Regarding Captain Blood: Does the dvd feature the complete 119 minute version or the shorter one of the '91 re-issue? Colorized or original B & W?

04-30-2005, 12:53 AM
Sorry Oscar, I've been away shamelessly plugging my first novel.

To answer your question, "Captain Blood" is the 119 min. version, in Black and White and a decent print. We've discussed this before on the recent Cary Grant releases. The 35mm film was run through a "wet gate" process to remove most artifact and then digitally scanned for DVD. They've also tweaked the contrast a bit for new high def TV's. While this result is a vast improvement, I am still awaiting, or should I say, my grandchildren will be waiting for the day when a complete frame by frame clean up reveals a print more akin to its original release.

Dapper, dashingly handsome, Flynn swings into our hearts in this first starring role with his young ingenue, Olivia.
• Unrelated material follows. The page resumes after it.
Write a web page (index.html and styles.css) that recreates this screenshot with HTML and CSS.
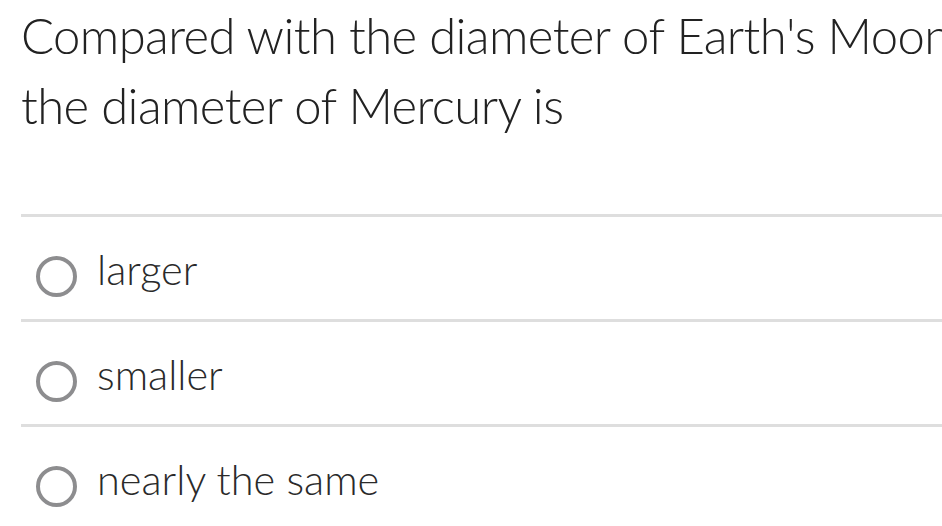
FILE: index.html
```html
<!DOCTYPE html>
<html lang="en">
<head>
<meta charset="utf-8">
<title>Question</title>
<link rel="stylesheet" href="styles.css">
</head>
<body>
<main class="quiz">
  <h1 class="question">Compared with the diameter of Earth's Moon,<br>the diameter of Mercury is</h1>
  <ul class="options">
    <li class="option"><span class="radio"></span><span class="label">larger</span></li>
    <li class="option"><span class="radio"></span><span class="label">smaller</span></li>
    <li class="option"><span class="radio"></span><span class="label">nearly the same</span></li>
  </ul>
</main>
</body>
</html>
```
FILE: styles.css
```css
html, body {
  margin: 0;
  padding: 0;
  overflow: hidden;
  background: #ffffff;
}
body {
  font-family: Lato, "Open Sans", "Liberation Sans", sans-serif;
  color: #262626;
}
.quiz {
  width: 1000px;
  padding-left: 21px;
}
.question {
  margin: 0 0 74px 0;
  font-size: 49px;
  line-height: 70px;
  font-weight: 300;
  letter-spacing: -0.6px;
  color: #222222;
}
.options {
  list-style: none;
  margin: 0;
  padding: 0;
}
.option {
  display: flex;
  align-items: flex-start;
  gap: 20px;
  border-top: 3px solid #dedede;
  padding: 28px 0 22px 15px;
}
.radio {
  box-sizing: border-box;
  width: 41px;
  height: 41px;
  margin-top: 11px;
  border: 4px solid #8d8d8f;
  border-radius: 50%;
  flex: none;
}
.label {
  font-size: 41.5px;
  line-height: 48px;
  font-weight: 300;
  color: #2a2a2a;
}
```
In the documentary, deHavilland states Curtiz was no help to the eighteen year old in her first feature role, often being rough with her, until Flynn stood up for on the set in front of the crew. She said Curtiz never bothered her again.

Strangely coincidental, Turner Movie Classics is running Flynn films this month, with some rather strange titles, some I've never seen. I love that network.